Design and construction
- Architect: Goettsch Partners
- Main contractor: Clark Construction

Website
- https://320southcanal.com/

= BMO Tower (Chicago) =

Office skyscraper in Chicago, Illinois

The BMO Tower, also known as 320 South Canal, is a 51-story, 727 ft skyscraper in the West Loop neighborhood of Chicago, Illinois, and sits directly south of the Union Station rail terminal. When completed, it became the 24th-tallest building in Chicago, and the tallest to the west of Canal Street. The building, designed by Goettsch Partners and consulted by Magnusson Klemencic Associates, added 1500000 sqft of office space to the city.

The project is managed by Convexity Properties and Riverside Investment and Development. The building serves as the headquarters for BMO Bank, the U.S. commercial banking subsidiary of the Bank of Montreal, and was opened in Spring 2022.

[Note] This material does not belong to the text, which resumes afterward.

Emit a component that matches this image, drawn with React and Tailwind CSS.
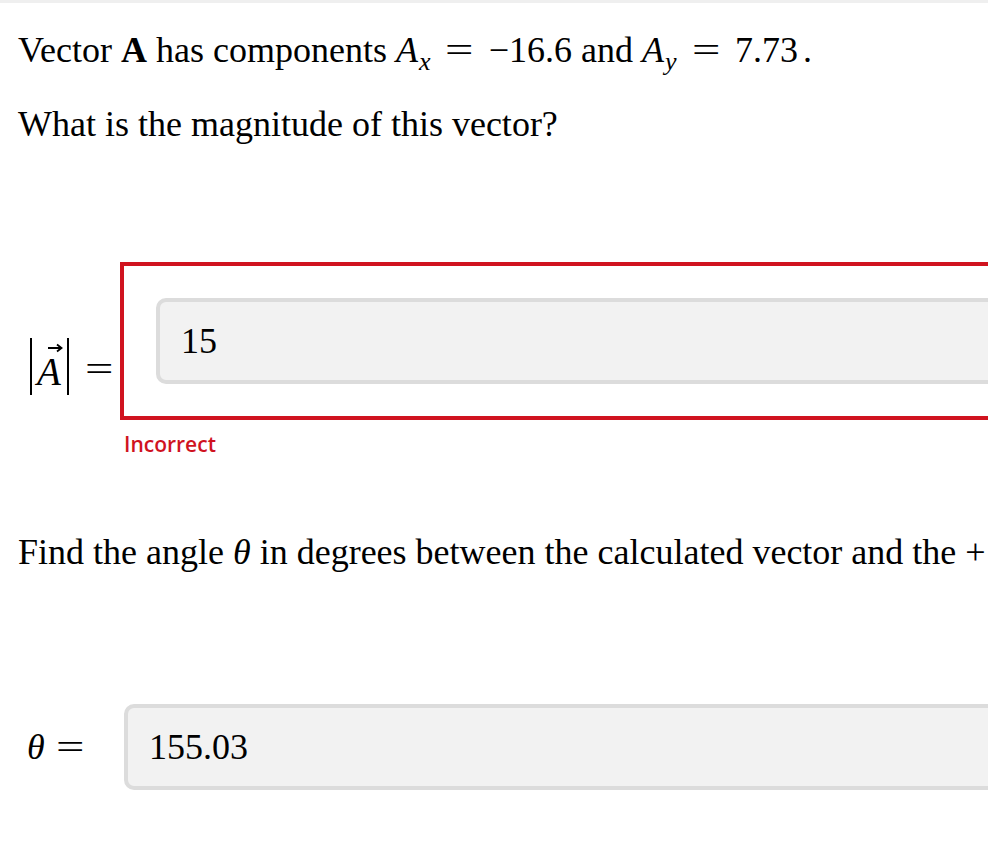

== Development and construction ==
Prior to construction, the site was the location of an Amtrak-owned parking lot. Plans for the development were announced in early 2019, and construction began later that year in December. The designs for the tower included terraced setbacks and V-shaped structural frames. Plans also called for a 1.5-acre public park, and a renovation of the upper floors of the Union Station into a 400-room hotel.

In August 2020, the structure began vertical construction. In April 2021, the final beam of the structure was laid at a ceremony attended by Chicago Mayor Lori Lightfoot.